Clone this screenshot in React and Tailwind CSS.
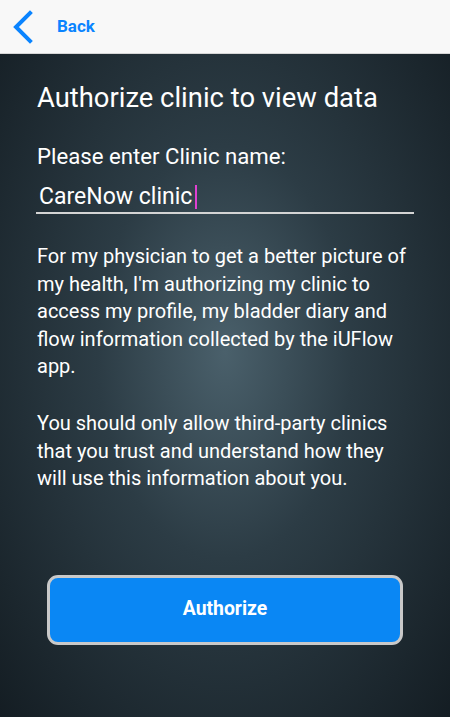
import React from 'react';

export default function App() {
  return (
    <div className="w-[450px] h-[717px] flex flex-col font-['Roboto',sans-serif] overflow-hidden">
      {/* header */}
      <div className="h-[54px] shrink-0 flex items-center bg-[#f8f8f8] border-b border-[#d6d6d6]">
        <svg width="24" height="34" viewBox="0 0 24 34" className="ml-[11px]">
          <path d="M19 3 L5 17 L19 31" fill="none" stroke="#0a84ff" strokeWidth="4" strokeLinecap="square" />
        </svg>
        <span className="ml-[22px] text-[17px] font-bold text-[#0a84ff]">Back</span>
      </div>

      <div className="flex-1 flex flex-col bg-[radial-gradient(ellipse_at_50%_45%,#4a606b_0%,#2c3c45_40%,#141d23_100%)] pl-[37px] pr-[36px]">
        <h1 className="mt-[28px] text-[27.4px] leading-[32px] text-white">Authorize clinic to view data</h1>

        <label className="mt-[28px] text-[22.2px] leading-[28px] text-white">Please enter Clinic name:</label>
        <div className="mt-[12px] flex items-center border-b-2 border-[#d4d4d4] -ml-[1px]">
          <span className="ml-[3px] text-[23px] leading-[30px] text-white">CareNow clinic</span>
          <span className="ml-[3px] w-[2px] h-[24px] bg-[#e040d0]" />
        </div>

        <div className="mt-[29px] text-[20px] leading-[27.5px] text-white">
          <p>For my physician to get a better picture of my health, I'm authorizing my clinic to access my profile, my bladder diary and flow information collected by the iUFlow app.</p>
          <p className="mt-[29.5px]">You should only allow third-party clinics that you trust and understand how they will use this information about you.</p>
        </div>

        <div className="flex-1" />
        <button className="mb-[72px] ml-[10px] mr-[11px] h-[70px] rounded-[11px] border-[3px] border-[#c9c9c9] bg-[#0a87f4] pb-[2px] text-white text-[19.4px] font-bold">
          Authorize
        </button>
      </div>
    </div>
  );
}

----

_Objective:_
Without any pictures, reproduce the lines from the first one in the material through the line that has "import React from 'react';", exactly as they appear.

_Solution to this problem:_
Clone this screenshot in React and Tailwind CSS.
import React from 'react';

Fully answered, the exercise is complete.